「脱・ディレクションの常識」のはじまり
優秀なディレクターと残念なディレクターの差は、ディレクションに向き合う姿勢に現れる。
「言われたことしかやらない」受け身姿勢のディレクターは評価されない。
そもそも、ディレクターは「指示を待つ」側ではなく「指示を生み出す」側にいる。それは、プロジェクトチームの一員として「与えられた作業をこなす」立場というより、チーム全体に「与える作業をクリエイトする」立場。
無から有をゼロイチするクリエイティブワークにおいて、プロジェクトを牽引するディレクターに求められるのは、受け身姿勢とは真逆の「能動的姿勢」。誰かのお膳立てを待つのではなく、自らがお膳立てする側に回ることで機能するディレクターは、あらゆる状況下で「率先して考え、率先して動く」必要がある。その働きこそ、ディレクターの存在価値。

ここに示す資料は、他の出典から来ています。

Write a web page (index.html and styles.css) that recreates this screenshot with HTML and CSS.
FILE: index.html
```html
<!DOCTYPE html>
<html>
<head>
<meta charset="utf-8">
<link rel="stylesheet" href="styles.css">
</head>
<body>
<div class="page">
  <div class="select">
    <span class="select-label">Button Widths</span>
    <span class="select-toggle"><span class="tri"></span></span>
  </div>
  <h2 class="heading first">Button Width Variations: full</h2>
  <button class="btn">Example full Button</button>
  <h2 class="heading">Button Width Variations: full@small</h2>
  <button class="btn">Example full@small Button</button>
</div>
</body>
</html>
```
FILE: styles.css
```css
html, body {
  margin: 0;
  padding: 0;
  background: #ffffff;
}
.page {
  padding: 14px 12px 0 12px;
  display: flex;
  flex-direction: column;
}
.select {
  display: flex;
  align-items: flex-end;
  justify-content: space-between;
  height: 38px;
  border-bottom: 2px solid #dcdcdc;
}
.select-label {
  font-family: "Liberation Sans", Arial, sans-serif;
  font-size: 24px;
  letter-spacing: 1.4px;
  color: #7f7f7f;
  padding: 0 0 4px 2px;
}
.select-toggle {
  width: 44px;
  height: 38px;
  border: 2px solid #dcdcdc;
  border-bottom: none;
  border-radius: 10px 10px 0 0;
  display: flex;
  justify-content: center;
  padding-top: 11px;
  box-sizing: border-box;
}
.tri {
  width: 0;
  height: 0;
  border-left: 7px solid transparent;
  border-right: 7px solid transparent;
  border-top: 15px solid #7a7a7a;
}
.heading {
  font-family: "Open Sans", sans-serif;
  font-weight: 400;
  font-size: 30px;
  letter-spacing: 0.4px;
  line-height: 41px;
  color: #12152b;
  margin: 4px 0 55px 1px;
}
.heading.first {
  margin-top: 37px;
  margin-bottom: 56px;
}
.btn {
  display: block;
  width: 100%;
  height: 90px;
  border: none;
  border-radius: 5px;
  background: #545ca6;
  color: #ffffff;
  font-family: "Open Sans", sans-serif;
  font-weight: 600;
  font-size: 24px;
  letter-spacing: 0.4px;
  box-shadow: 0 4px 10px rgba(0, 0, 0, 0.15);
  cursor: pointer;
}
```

とくに、その是非が問われるフェーズが、プロジェクト序盤の上流工程。
そもそも、ディレクターに依頼する発注側(クライアント)にしてみれば、コンテンツづくりは成果への投資であり、そこでは「何をつくるか(制作)」の前に「どうカタチにするか(設計)」があり、その前の「そもそも何が必要か(企画)」に向き合う必要がある。
よって、ヒアリングは聞いてるだけじゃダメ…プランニングは闇雲に発想してるだけじゃダメ…プレゼンは一方的に発表してるだけじゃダメ…つまるところ「受け身姿勢はNG」って話になるけど、じゃあ具体的にどう考え、どう動くべきなのか。

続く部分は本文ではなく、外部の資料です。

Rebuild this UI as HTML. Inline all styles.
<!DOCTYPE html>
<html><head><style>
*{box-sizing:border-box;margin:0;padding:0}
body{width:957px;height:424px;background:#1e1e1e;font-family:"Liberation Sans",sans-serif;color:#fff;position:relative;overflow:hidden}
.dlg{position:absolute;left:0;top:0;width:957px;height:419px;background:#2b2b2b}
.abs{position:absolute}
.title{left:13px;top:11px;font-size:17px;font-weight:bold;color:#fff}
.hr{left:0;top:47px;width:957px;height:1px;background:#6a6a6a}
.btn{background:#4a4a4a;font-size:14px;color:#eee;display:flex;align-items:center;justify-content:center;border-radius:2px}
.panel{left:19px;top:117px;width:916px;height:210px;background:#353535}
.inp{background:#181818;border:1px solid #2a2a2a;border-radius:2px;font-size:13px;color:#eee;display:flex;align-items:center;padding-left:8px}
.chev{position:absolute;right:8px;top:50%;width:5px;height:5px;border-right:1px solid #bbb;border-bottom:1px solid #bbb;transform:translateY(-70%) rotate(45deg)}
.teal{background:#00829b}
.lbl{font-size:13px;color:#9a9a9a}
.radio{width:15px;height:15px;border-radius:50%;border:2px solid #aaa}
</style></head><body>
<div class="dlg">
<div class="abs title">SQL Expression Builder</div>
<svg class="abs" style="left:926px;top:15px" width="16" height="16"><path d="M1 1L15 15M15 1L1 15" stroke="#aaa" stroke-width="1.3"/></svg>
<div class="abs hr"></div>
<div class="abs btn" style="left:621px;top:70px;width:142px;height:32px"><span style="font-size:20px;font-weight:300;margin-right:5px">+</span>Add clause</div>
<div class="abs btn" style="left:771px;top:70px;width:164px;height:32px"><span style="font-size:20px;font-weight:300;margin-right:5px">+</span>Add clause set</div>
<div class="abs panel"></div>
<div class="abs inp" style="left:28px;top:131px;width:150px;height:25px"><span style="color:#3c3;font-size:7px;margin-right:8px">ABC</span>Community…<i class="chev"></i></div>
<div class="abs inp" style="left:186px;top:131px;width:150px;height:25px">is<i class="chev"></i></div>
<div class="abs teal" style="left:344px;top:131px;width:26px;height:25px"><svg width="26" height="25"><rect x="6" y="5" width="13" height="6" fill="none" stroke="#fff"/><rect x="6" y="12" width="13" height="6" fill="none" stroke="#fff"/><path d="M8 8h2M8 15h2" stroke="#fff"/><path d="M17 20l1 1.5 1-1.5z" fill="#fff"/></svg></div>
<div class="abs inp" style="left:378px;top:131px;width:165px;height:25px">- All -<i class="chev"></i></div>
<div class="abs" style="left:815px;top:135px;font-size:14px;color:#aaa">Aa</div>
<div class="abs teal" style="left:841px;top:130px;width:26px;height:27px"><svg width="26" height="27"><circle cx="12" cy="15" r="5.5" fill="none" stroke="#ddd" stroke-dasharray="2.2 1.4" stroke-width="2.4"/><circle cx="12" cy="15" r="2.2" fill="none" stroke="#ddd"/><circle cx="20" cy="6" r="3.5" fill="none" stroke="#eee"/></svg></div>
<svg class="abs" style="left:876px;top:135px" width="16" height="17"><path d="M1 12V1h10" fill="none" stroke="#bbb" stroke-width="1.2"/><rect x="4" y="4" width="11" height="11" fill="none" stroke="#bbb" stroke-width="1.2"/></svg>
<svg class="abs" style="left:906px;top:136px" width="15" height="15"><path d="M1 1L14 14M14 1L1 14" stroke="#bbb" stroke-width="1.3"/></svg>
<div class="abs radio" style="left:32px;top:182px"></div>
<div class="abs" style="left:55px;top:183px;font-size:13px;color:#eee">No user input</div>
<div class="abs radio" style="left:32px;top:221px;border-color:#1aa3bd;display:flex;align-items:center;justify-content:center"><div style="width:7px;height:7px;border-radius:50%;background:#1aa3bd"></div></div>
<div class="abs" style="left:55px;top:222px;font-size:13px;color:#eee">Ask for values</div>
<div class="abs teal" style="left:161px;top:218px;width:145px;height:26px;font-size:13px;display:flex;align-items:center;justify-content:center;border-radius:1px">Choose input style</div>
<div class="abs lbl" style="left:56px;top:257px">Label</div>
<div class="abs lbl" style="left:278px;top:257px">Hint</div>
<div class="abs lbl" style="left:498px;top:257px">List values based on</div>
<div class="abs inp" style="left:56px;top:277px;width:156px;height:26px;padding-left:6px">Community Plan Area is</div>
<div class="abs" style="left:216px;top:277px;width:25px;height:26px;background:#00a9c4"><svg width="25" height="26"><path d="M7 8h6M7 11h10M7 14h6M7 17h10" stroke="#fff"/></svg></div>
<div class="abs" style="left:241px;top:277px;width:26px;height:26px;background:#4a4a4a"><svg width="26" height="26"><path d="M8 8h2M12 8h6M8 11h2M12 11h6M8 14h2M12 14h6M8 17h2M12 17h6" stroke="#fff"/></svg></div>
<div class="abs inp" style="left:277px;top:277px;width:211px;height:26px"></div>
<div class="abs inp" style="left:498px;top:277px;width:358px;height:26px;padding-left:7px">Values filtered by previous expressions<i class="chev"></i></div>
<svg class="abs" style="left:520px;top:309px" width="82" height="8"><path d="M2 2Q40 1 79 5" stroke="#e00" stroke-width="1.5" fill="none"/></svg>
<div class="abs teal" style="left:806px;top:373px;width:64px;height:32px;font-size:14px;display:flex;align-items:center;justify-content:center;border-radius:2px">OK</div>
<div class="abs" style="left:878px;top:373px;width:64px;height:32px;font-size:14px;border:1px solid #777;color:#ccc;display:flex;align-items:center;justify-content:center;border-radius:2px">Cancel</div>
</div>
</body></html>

ディレクターに求められる「思考力×行動力」は、現場経験によって培われる。これまで独学や我流で挑んできたベテランにしてみれば「ひたすら現場で経験を積むべし!」が、経験値を積むスタンダードだったかもしれない。
けど、それは、これからを担う次世代に受け継がれるべき理想的なソリューションなのだろうか?

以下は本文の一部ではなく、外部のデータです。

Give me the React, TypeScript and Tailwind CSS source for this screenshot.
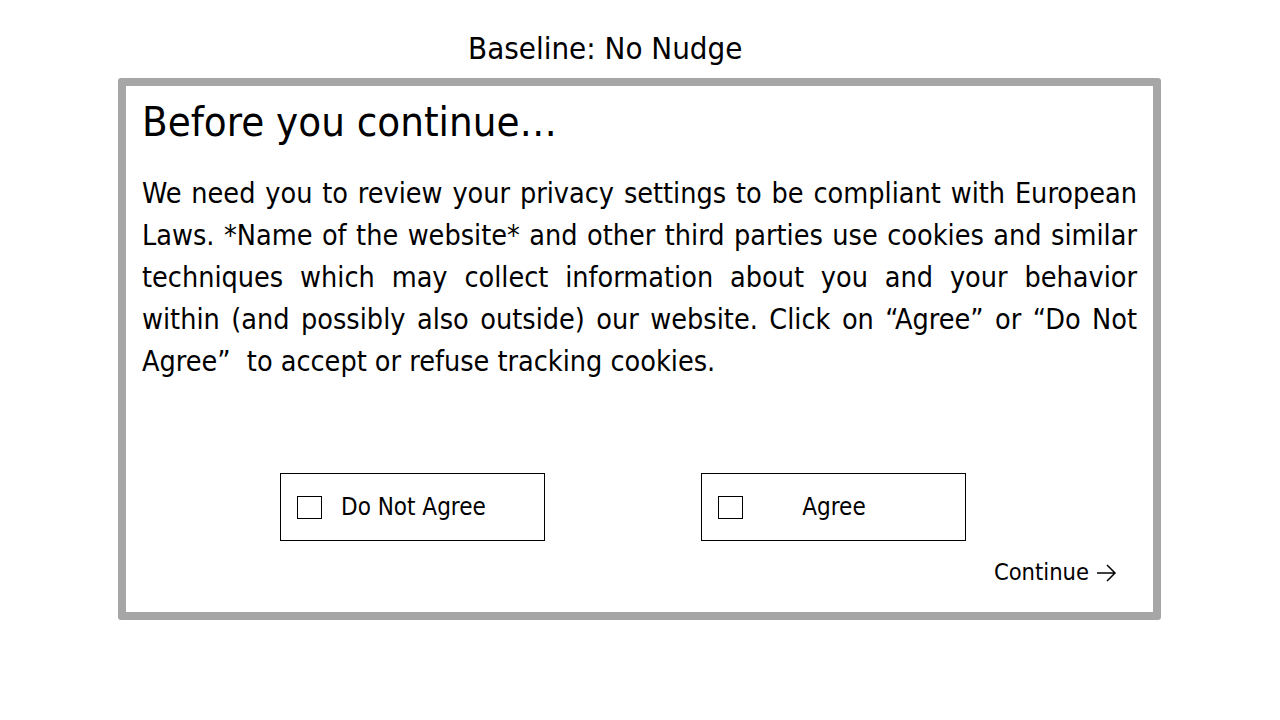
import React from 'react';

const font = { fontFamily: '"DejaVu Sans Condensed", "DejaVu Sans", Tahoma, sans-serif' };

const lines = [
  'We need you to review your privacy settings to be compliant with European',
  'Laws. *Name of the website* and other third parties use cookies and similar',
  'techniques which may collect information about you and your behavior',
  'within (and possibly also outside) our website. Click on \u201CAgree\u201D or \u201CDo Not',
];

function ChoiceBox({ label, centered }: { label: string; centered?: boolean }) {
  return (
    <div className="flex h-[68px] w-[265px] items-center border border-black pl-[16px]">
      <span className="h-[23px] w-[25px] shrink-0 border border-black" />
      {centered ? (
        <span className="flex-1 pr-[40px] text-center text-[24px] text-black">{label}</span>
      ) : (
        <span className="ml-[19px] text-[24px] text-black">{label}</span>
      )}
    </div>
  );
}

export default function App() {
  return (
    <div className="flex min-h-[720px] w-[1280px] flex-col bg-white" style={font}>
      <div className="pl-[468px] pt-[28px] text-[31px] leading-[40px] text-black">Baseline: No Nudge</div>

      <div className="ml-[118px] mt-[10px] flex h-[542px] w-[1043px] flex-col rounded-[3px] border-[8px] border-[#a6a6a6] bg-white">
        <h1 className="ml-[16px] mt-[8px] text-[41.6px] leading-[56px] font-normal text-black">
          Before you continue&hellip;
        </h1>

        <div className="ml-[16px] mt-[23px] w-[995px] text-[28.5px] leading-[42px] text-black">
          {lines.map((l) => (
            <div key={l} className="text-justify [text-align-last:justify]">
              {l}
            </div>
          ))}
          <div>Agree&rdquo;&nbsp; to accept or refuse tracking cookies.</div>
        </div>

        <div className="ml-[154px] mt-[90px] flex gap-[156px]">
          <ChoiceBox label="Do Not Agree" />
          <ChoiceBox label="Agree" centered />
        </div>

        <div className="mt-[14px] flex justify-end pr-[36px]">
          <span className="flex items-center gap-[6px] text-[23.5px] text-black">
            Continue
            <svg width="22" height="22" viewBox="0 0 22 22" fill="none" stroke="black" strokeWidth="1.5">
              <path d="M2 11h18M12 3l8 8-8 8" />
            </svg>
          </span>
        </div>
      </div>
    </div>
  );
}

いわゆる業界の常識には、受け継がれるべき伝統と、受け継がれてはならない(見直すべき)悪習慣があると思う。
業界歴20年以上のディレクターである私自身、良くも悪くも「これまでの常識」を築いてきた側にいる。そこに投じる一石は、ある意味で「これまでの自分を否定」のようであるけど、本マガジンでは「脱・ディレクションの常識」をテーマに、じっくり向き合っていきたいと思う。